Optionally add Glue Compressor at the end, light settings: attack 10 milliseconds, release auto, ratio 2 to 1, and just 1 to 3 dB of gain reduction. You’re not trying to smash it. You’re trying to stabilize it.

Now, quick advanced coach move: do a phase sanity check.

Put Utility last and hit Mono. If your texture mostly disappears in mono, it means your width processing is too aggressive, or it’s living mostly in the sides. That can feel cool solo, but it often collapses in a real mix. If it disappears, reduce width, or move widening to a return track so there’s always a solid dry core.

Now we resample. This is how you stop CPU creep and turn “cool sound design session” into “arrangement-ready assets.”

Create a new audio track called TEXTURE PRINT. Set Audio From to your texture track.

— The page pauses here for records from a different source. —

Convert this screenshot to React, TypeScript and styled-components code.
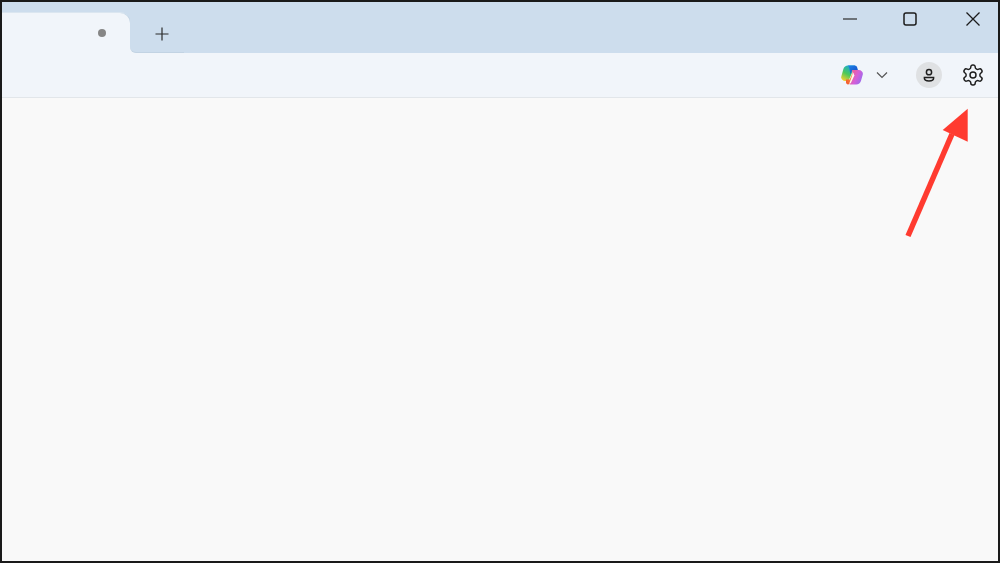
import React from "react";
import styled, { createGlobalStyle } from "styled-components";

const Global = createGlobalStyle`
  html, body { margin: 0; padding: 0; width: 100%; height: 100%; overflow: hidden; background: #000; }
  body { font-family: "Liberation Sans", Arial, sans-serif; }
  #root { width: 100%; height: 100%; }
`;

const Frame = styled.div`
  box-sizing: border-box;
  position: relative;
  width: 1000px;
  height: 563px;
  border: 2px solid #1a1a1a;
  display: flex;
  flex-direction: column;
  background: #f9f9f9;
`;

const TitleBar = styled.header`
  height: 51px;
  flex: none;
  display: flex;
  align-items: stretch;
  background: #cddded;
`;

const Tab = styled.div`
  box-sizing: border-box;
  width: 128px;
  margin-top: 11px;
  padding: 16px 24px 0 0;
  display: flex;
  justify-content: flex-end;
  align-items: flex-start;
  background: #f1f5fa;
  border-top-right-radius: 10px;
  box-shadow: 1px 0 0 #c3d5e5, 0 -1px 0 #dbe6f0;
`;

const TabDot = styled.span`
  width: 8px;
  height: 8px;
  border-radius: 50%;
  background: #868686;
`;

const NewTabSlot = styled.div`
  width: 54px;
  background: linear-gradient(to bottom, #cddded 0 40px, #f1f5fa 40px);
`;

const NewTabWell = styled.div`
  box-sizing: border-box;
  height: 100%;
  padding-top: 25px;
  padding-left: 25px;
  background: #cddded;
  border-bottom: 1px solid #c2d3e3;
  border-bottom-left-radius: 6px;
  color: #2b2b2b;
  line-height: 0;
`;

const Spacer = styled.div`
  flex: 1;
`;

const WindowControls = styled.div`
  display: flex;
  align-items: flex-start;
  gap: 46px;
  padding: 10px 18px 0 0;
  color: #1c1c1c;
  line-height: 0;
`;

const CloseSlot = styled.span`
  margin-left: 3px;
`;

const Toolbar = styled.div`
  box-sizing: border-box;
  height: 45px;
  flex: none;
  display: flex;
  align-items: center;
  justify-content: flex-end;
  padding: 0 13px 0 0;
  background: #f1f5fa;
  border-bottom: 1px solid #e2e6ea;
`;

const CopilotGroup = styled.div`
  display: flex;
  align-items: center;
  gap: 13px;
  margin-right: 28px;
  line-height: 0;
`;

const Avatar = styled.div`
  width: 26px;
  height: 26px;
  border-radius: 50%;
  background: #dfe1e3;
  display: flex;
  align-items: center;
  justify-content: center;
  margin-right: 19px;
  line-height: 0;
`;

const Content = styled.main`
  flex: 1;
  background: #f9f9f9;
`;

const Callout = styled.svg`
  position: absolute;
  left: 902px;
  top: 102px;
`;

const PlusIcon = () => (
  <svg width="14" height="14" viewBox="0 0 14 14" fill="none" stroke="currentColor" strokeWidth="1.2">
    <path d="M0.5 7H13.5M7 0.5V13.5" />
  </svg>
);

const MinIcon = () => (
  <svg width="14" height="14" viewBox="0 0 14 14" fill="none" stroke="#3a3a3a" strokeWidth="1.3">
    <path d="M0 7H14" />
  </svg>
);

const MaxIcon = () => (
  <svg width="14" height="14" viewBox="0 0 14 14" fill="none" stroke="currentColor" strokeWidth="1.5">
    <rect x="1" y="1" width="12" height="12" rx="2" />
  </svg>
);

const CloseIcon = () => (
  <svg width="14" height="14" viewBox="0 0 14 14" fill="none" stroke="currentColor" strokeWidth="1.3">
    <path d="M0.5 0.5L13.5 13.5M13.5 0.5L0.5 13.5" />
  </svg>
);

const CopilotIcon = () => (
  <svg width="22" height="20" viewBox="0 0 22 20">
    <defs>
      <linearGradient id="cpA" x1="0.2" y1="1" x2="0.7" y2="0">
        <stop offset="0" stopColor="#f9d02e" />
        <stop offset="0.45" stopColor="#4cc85a" />
        <stop offset="1" stopColor="#18a8dc" />
      </linearGradient>
      <linearGradient id="cpB" x1="0" y1="0.3" x2="1" y2="0.8">
        <stop offset="0" stopColor="#f5608a" />
        <stop offset="0.5" stopColor="#d45fd8" />
        <stop offset="1" stopColor="#8f6cf2" />
      </linearGradient>
      <linearGradient id="cpC" x1="0" y1="0" x2="1" y2="1">
        <stop offset="0" stopColor="#1c86ea" />
        <stop offset="1" stopColor="#1846c2" />
      </linearGradient>
      <linearGradient id="cpD" x1="0" y1="1" x2="1" y2="0">
        <stop offset="0" stopColor="#f2552f" />
        <stop offset="1" stopColor="#fb9f3e" />
      </linearGradient>
    </defs>
    <path d="M7 0.5H14L10.5 9 7.5 16H4C1.6 16 -0.2 13.8 0.3 11.5L2.4 4C3 1.9 4.8 0.5 7 0.5Z" fill="url(#cpA)" />
    <path d="M6.5 0.5H13.8C15 0.5 15.9 1.4 16.2 2.5L16.9 5H12.6C11.6 5 10.9 5.6 10.6 6.5L9.4 9.6 8.4 3.4C8.2 2 7.6 1 6.5 0.5Z" fill="url(#cpC)" />
    <path d="M11 5H17.8C20.4 5 22.3 7.2 21.8 9.6L20 15.8C19.4 17.9 17.6 19.5 15.2 19.5H8.6L12 11Z" fill="url(#cpB)" />
    <path d="M5 14.5H8.8L11.4 8 12.2 13 9.6 17.8C9 19 8 19.5 7 19.5 5.9 19.5 5.1 18.7 5 17.6Z" fill="url(#cpD)" />
    <path d="M12.3 7.5L8.2 18.8C9 18.8 9.7 18.4 10.1 17.6L13.4 10.4Z" fill="#fff" opacity="0.92" />
  </svg>
);

const ChevronIcon = () => (
  <svg width="12" height="8" viewBox="0 0 12 8" fill="none" stroke="#555" strokeWidth="1.2">
    <path d="M1 1.5L6 6.5L11 1.5" />
  </svg>
);

const PersonIcon = () => (
  <svg width="14" height="14" viewBox="0 0 14 14" fill="none" stroke="#1f1f1f" strokeWidth="1.5">
    <circle cx="7" cy="4.2" r="2.6" />
    <path d="M2.4 9.4H11.6V10.2C11.6 12 9.6 12.9 7 12.9 4.4 12.9 2.4 12 2.4 10.2Z" />
  </svg>
);

const GearIcon = () => (
  <svg width="24" height="24" viewBox="0 0 24 24" fill="none" stroke="#1c1c1c" strokeWidth="1.45" strokeLinejoin="round">
    <path d="M12.22 2h-.44a2 2 0 0 0-2 2v.18a2 2 0 0 1-1 1.73l-.43.25a2 2 0 0 1-2 0l-.15-.08a2 2 0 0 0-2.73.73l-.22.38a2 2 0 0 0 .73 2.73l.15.1a2 2 0 0 1 1 1.72v.51a2 2 0 0 1-1 1.74l-.15.09a2 2 0 0 0-.73 2.73l.22.38a2 2 0 0 0 2.73.73l.15-.08a2 2 0 0 1 2 0l.43.25a2 2 0 0 1 1 1.73V20a2 2 0 0 0 2 2h.44a2 2 0 0 0 2-2v-.18a2 2 0 0 1 1-1.73l.43-.25a2 2 0 0 1 2 0l.15.08a2 2 0 0 0 2.73-.73l.22-.39a2 2 0 0 0-.73-2.73l-.15-.08a2 2 0 0 1-1-1.74v-.5a2 2 0 0 1 1-1.74l.15-.09a2 2 0 0 0 .73-2.73l-.22-.38a2 2 0 0 0-2.73-.73l-.15.08a2 2 0 0 1-2 0l-.43-.25a2 2 0 0 1-1-1.73V4a2 2 0 0 0-2-2z" />
    <circle cx="12" cy="12" r="3" />
  </svg>
);

export default function App() {
  return (
    <>
      <Global />
      <Frame>
        <TitleBar>
          <Tab>
            <TabDot />
          </Tab>
          <NewTabSlot>
            <NewTabWell>
              <PlusIcon />
            </NewTabWell>
          </NewTabSlot>
          <Spacer />
          <WindowControls>
            <MinIcon />
            <MaxIcon />
            <CloseSlot>
              <CloseIcon />
            </CloseSlot>
          </WindowControls>
        </TitleBar>
        <Toolbar>
          <CopilotGroup>
            <CopilotIcon />
            <ChevronIcon />
          </CopilotGroup>
          <Avatar>
            <PersonIcon />
          </Avatar>
          <GearIcon />
        </Toolbar>
        <Content />
        <Callout width="70" height="140" viewBox="0 0 70 140">
          <path d="M4 132L48 30" stroke="#ff3b30" strokeWidth="5.5" fill="none" />
          <path d="M63.7 4.7V37.7L38.7 26Z" fill="#ff3b30" />
        </Callout>
      </Frame>
    </>
  );
}
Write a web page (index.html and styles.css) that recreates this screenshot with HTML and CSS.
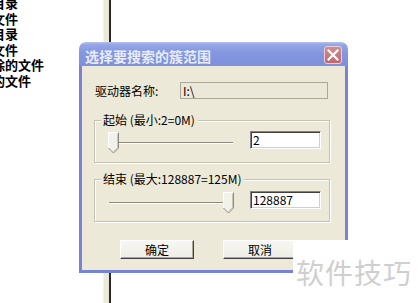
FILE: index.html
```html
<!DOCTYPE html>
<html lang="zh-CN">
<head>
<meta charset="utf-8">
<title>选择要搜索的簇范围</title>
<link rel="stylesheet" href="styles.css">
</head>
<body>
<div class="screen">
  <div class="pane">
    <ul class="pane-list">
      <li>目录</li>
      <li>文件</li>
      <li>目录</li>
      <li>文件</li>
      <li>除的文件</li>
      <li>的文件</li>
    </ul>
  </div>
  <div class="divider"></div>
  <div class="rest"></div>
</div>

<div class="dialog">
  <div class="titlebar">
    <span class="title">选择要搜索的簇范围</span>
    <div class="close">
      <svg width="12" height="12" viewBox="0 0 12 12"><path d="M1.5 1.5 L10.5 10.5 M10.5 1.5 L1.5 10.5" stroke="#fff" stroke-width="2.2" stroke-linecap="square"/></svg>
    </div>
  </div>
  <div class="dbody">
    <div class="drive-row">
      <span class="lbl">驱动器名称:</span>
      <div class="field">I:\</div>
    </div>

    <fieldset class="group">
      <legend>起始 (最小:2=0M)</legend>
      <div class="row">
        <div class="slider">
          <div class="track"></div>
          <svg class="thumb" style="margin-left:0px" width="11" height="22" viewBox="0 0 11 22">
            <path d="M0.5 0.5 H10.5 V16 L5.5 21 L0.5 16 Z" fill="#F2F1EA"/>
            <path d="M0.5 16 V0.5 H10" fill="none" stroke="#fff"/>
            <path d="M10.5 0.5 V16 L5.5 21 L0.5 16" fill="none" stroke="#8E8C80"/>
            <path d="M9.5 1.5 V15.5 L5.5 19.5" fill="none" stroke="#C9C6B6"/>
          </svg>
        </div>
        <div class="edit">2</div>
      </div>
    </fieldset>

    <fieldset class="group g2">
      <legend>结束 (最大:128887=125M)</legend>
      <div class="row">
        <div class="slider">
          <div class="track"></div>
          <svg class="thumb" style="margin-left:115px" width="11" height="22" viewBox="0 0 11 22">
            <path d="M0.5 0.5 H10.5 V16 L5.5 21 L0.5 16 Z" fill="#F2F1EA"/>
            <path d="M0.5 16 V0.5 H10" fill="none" stroke="#fff"/>
            <path d="M10.5 0.5 V16 L5.5 21 L0.5 16" fill="none" stroke="#8E8C80"/>
            <path d="M9.5 1.5 V15.5 L5.5 19.5" fill="none" stroke="#C9C6B6"/>
          </svg>
        </div>
        <div class="edit">128887</div>
      </div>
    </fieldset>

    <div class="buttons">
      <button class="btn">确定</button>
      <button class="btn">取消</button>
    </div>
  </div>
</div>

<div class="watermark">软件技巧</div>
</body>
</html>
```

FILE: styles.css
```css
html, body {
  margin: 0;
  padding: 0;
  background: #fff;
  width: 418px;
  height: 303px;
  overflow: hidden;
  font-family: "Noto Sans CJK SC", "Liberation Sans", sans-serif;
}

.screen {
  display: flex;
  height: 303px;
}

.pane {
  width: 103px;
  overflow: hidden;
  background: #fff;
}

.pane-list {
  list-style: none;
  margin: -5px 0 0 -8px;
  padding: 0;
  font-size: 13px;
  font-weight: bold;
  line-height: 15.5px;
  color: #000;
  white-space: nowrap;
}

.divider {
  width: 5px;
  background: #ECE9D8;
  border-left: 1px solid #F4F3EE;
  border-right: 2px solid #2a2a2a;
}

.rest {
  flex: 1;
  background: #fff;
}

/* dialog window */
.dialog {
  position: absolute;
  left: 79px;
  top: 42px;
  width: 269px;
}

.titlebar {
  height: 24px;
  border-radius: 7px 7px 0 0;
  background: linear-gradient(#B3C1EE 0%, #93A5E5 12%, #8396DE 50%, #7D90DA 100%);
  display: flex;
  align-items: center;
  padding: 2px 6px 0 6px;
  box-sizing: border-box;
}

.title {
  flex: 1;
  color: #E6ECFA;
  font-size: 14px;
  font-weight: bold;
  line-height: 16px;
  letter-spacing: 0;
  padding-top: 2px;
}

.close {
  width: 18px;
  height: 18px;
  box-sizing: border-box;
  border: 1px solid #E9CFD3;
  border-radius: 3px;
  background: linear-gradient(#D08E92, #C1676D);
  display: flex;
  align-items: center;
  justify-content: center;
}

.dbody {
  background: #ECE9D8;
  border: 3px solid #7884D2;
  border-top: none;
  height: 204px;
  box-sizing: content-box;
  font-size: 12px;
  color: #000;
  display: flex;
  flex-direction: column;
}

.drive-row {
  display: flex;
  align-items: center;
  margin-top: 16px;
  padding-left: 13px;
}

.lbl {
  width: 85px;
  line-height: 17px;
}

.field {
  width: 148px;
  height: 17px;
  box-sizing: border-box;
  border: 1px solid #ACA899;
  background: #EBE8D9;
  padding-left: 2px;
  line-height: 15px;
  font-size: 12px;
}

.group {
  margin: 15px 0 0 12px;
  width: 236px;
  box-sizing: border-box;
  border: 1px solid #C5C2B2;
  box-shadow: inset 1px 1px 0 #fff, 1px 1px 0 #fff;
  padding: 5px 0 8px 13px;
  min-width: 0;
}

.group.g2 {
  margin-top: 10px;
  padding-top: 6px;
  padding-bottom: 7px;
}

.group legend {
  padding: 0 3px 0 2px;
  margin-left: -7px;
  line-height: 12px;
  font-size: 12px;
  background: #ECE9D8;
}

.row {
  display: flex;
  align-items: flex-start;
}

.slider {
  position: relative;
  width: 126px;
  height: 22px;
  margin-top: 1px;
  display: flex;
}

.track {
  position: absolute;
  left: 1px;
  right: 1px;
  top: 10px;
  height: 0;
  border-top: 1px solid #8E8C80;
  border-bottom: 1px solid #fff;
}

.thumb {
  position: relative;
  display: block;
}

.edit {
  margin-left: 16px;
  width: 71px;
  height: 18px;
  box-sizing: border-box;
  background: #fff;
  border: 1px solid;
  border-color: #848284 #fff #fff #848284;
  box-shadow: inset 1px 1px 0 #404040, inset -1px -1px 0 #D4D0C8;
  padding-left: 2px;
  line-height: 15px;
  font-size: 12px;
}

.buttons {
  display: flex;
  gap: 29px;
  margin-top: 18px;
  padding-left: 38px;
}

.btn {
  width: 74px;
  height: 19px;
  box-sizing: border-box;
  padding: 0;
  margin: 0;
  font-family: "Noto Sans CJK SC", sans-serif;
  font-size: 12px;
  line-height: 15px;
  color: #000;
  background: linear-gradient(#F7F6F1, #EEEDE6);
  border: 1px solid;
  border-color: #fff #404040 #404040 #fff;
  box-shadow: inset -1px -1px 0 #ACA899;
}

.watermark {
  position: absolute;
  left: 293px;
  top: 240px;
  width: 125px;
  height: 63px;
  background: #fff;
  color: #CFCFCF;
  font-size: 28px;
  line-height: 30px;
  padding: 17px 0 0 3px;
  box-sizing: border-box;
  letter-spacing: 1px;
  white-space: nowrap;
}
```
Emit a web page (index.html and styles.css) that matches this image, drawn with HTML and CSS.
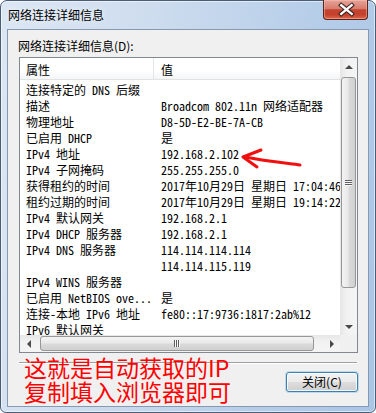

Arm it. Record 16 bars while you tweak, just slightly, the Auto Filter frequency or Roar drive. Think of it like performing the texture.

Then consolidate the best 8 or 16 bars. Now you have a committed loop you can duplicate, cut, and arrange fast. This is classic pro workflow: design, perform, print, arrange.

Here’s another pro habit: don’t print just one version. Print three intensity states.

State one: dry and controlled. Less distortion, narrower, darker.
State two: mid-energy. More motion, a little wider.
State three: hyped. More drive, brighter, wider… but still filtered so it’s not painful.

Now in arrangement, you can swap states instead of rebuilding chains every time your track changes.

Okay, now we make it sit in a DnB mix. This is where most people fail, because the texture sounds amazing solo, and then it steals the punch from the drums.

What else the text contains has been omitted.